Currently, the Holland Coast Guard station is manned full-time by Chief Adam Smart and Machinery Technician Joshua Sanders. Throughout the summer, the two were joined by Coast Guard reservists at the station on Ottawa Beach Road.
This summer, though, the Holland station will only be manned on Friday, Saturday and Sunday, along with some holidays. Coast Guard members stationed at the Grand Haven station will travel to Holland for those hours of operation, then return to Grand Haven during the week.
The change was not made for any budgetary reasons, Smart said, but rather was an effort by the Coast Guard to find a more efficient way to use its personnel on the Great Lakes. Smart said the Holland Coast Guard station was always budgeted to only have staff respond to a water request during the weekend, but that he and Sanders considered themselves always “on call” in the case of an overnight weekday emergency. Over the summer, the Holland station would receive summer reserve members that worked two day-shifts.
“With that one person there Monday through Friday, we could operate the boat overnight with me and Josh if we needed to,” Smart said. “It just so happens that he and I lived close enough to do that, but it was always above and beyond what the expectation was for Station Holland. It was always just a weekend-only operation.”
Smart, who has been in Holland since 2016, is leaving May 25 and will return to the Coast Guard station in Boothbay Harbor, Maine. Sanders will be transferred to Hawaii. After that, the Holland Coast Guard Station will be considered a “station small,” rather than a full-time operation.
“We’ll be down there on major holidays and weekends,” said Kyle Thomas, Grand Haven Coast Guard executive petty officer. “Any time the (Holland) Coast Guard vessel there isn’t actively manned, we’ll be responding from Grand Haven.
“Grand Haven is basically in control of Station Small Holland. The vessels out of Grand Haven and they’re very quick to get down there.”
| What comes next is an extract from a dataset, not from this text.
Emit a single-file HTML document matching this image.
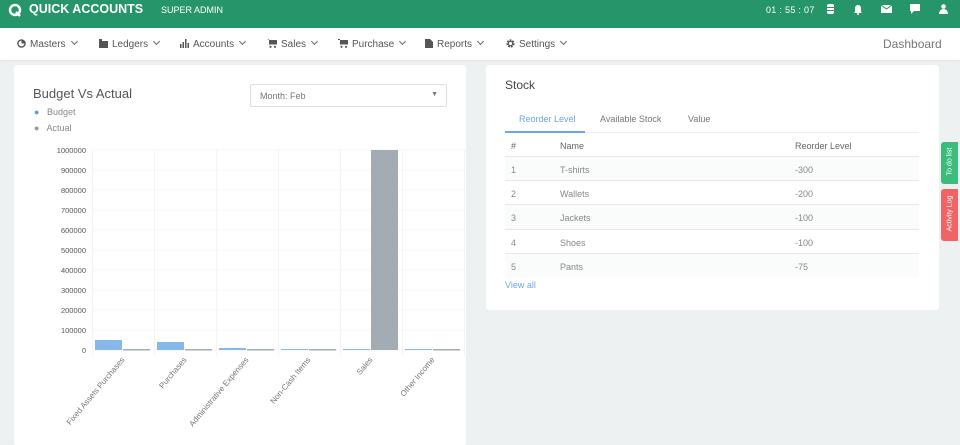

While Smart said he’s never personally made the trip from Grand Haven to Holland in a Coast Guard vessel, he thinks the response time to an emergency on the water would only vary slightly if a boat is coming from Grand Haven compared to Holland.
“The response time from Grand Haven versus the normal response time is a hard thing to comment on, but I would imagine that it’s probably only a little different,” he said. “If it was mid-day during the week, obviously our response time was short because we were right there. Now during the week, it’s important for people in the water to understand that response is coming from Grand Haven.”
The Ottawa County Sheriff’s Office marine division, which has an office inside the Holland Coast Guard station, will still be docking its Holland rescue boat at the Coast Guard’s dock like normal. The sheriff’s office will not be adding extra marine patrols in Holland to pick up any weekday slack.
“We’re not doing anything different,” said Marine Division Sgt. Dean DeVries. “We have access to the building and the boats, so it will be status quo for us. It’s going to be a little strange not having the (Coast Guard) around.”
Current Grand Haven Master Chief Justin Olson will also be leaving this summer to go to Sturgeon Bay, Wisconsin. Taking over for Olson following a change of command ceremony on June 22 is Chief Kirk McKay, who held Olson’s position previously.
“Our crews are very familiar with the area, so we’ll be standing by to help,” Thomas said. “There really shouldn’t be too much of an impact.”
Last year, the Muskegon Coast Guard station underwent a similar transition. Grand Haven staff manages the Muskegon station, but that station is staffed throughout the week. Grand Haven now will manage its own station, the Muskegon station and Holland.
“Basically, they’re just looking at a more efficient way to utilize personnel,” Smart said. “We had about 20-something requests for assistance last year, and they really have dwindled down for search and rescue. Grand Haven definitely has more calls for assistance, I’ve always been shocked how few calls we get compared to how much boating traffic we get.”
Smart said a big reason for the lack of water emergencies in Holland is the work of the Holland Coast Guard Auxiliary flotilla, which is a group of non-active Coast Guard members that teach the community about boating safety.
“They do a great job educating the public on safe boating,” Smart said. “The low number of issues in the water, that is because of their efforts.”
Terry Boersen, a member of the Holland Coast Guard Auxiliary, said the Holland station has known about being downgraded to a station small since last year.
“This hasn’t been a secret — we’ve known this since the fall,” Boersen said. “But, people aren’t really going to know until boating season and they say ‘Where’s the Coast Guard?’”
With the changes to personnel, though, Smart said people should be aware the Coast Guard is coming from farther away.
“The Coast Guard will still be out there responding to requests,” he said. “But people need to give the lake the respect that it deserves.”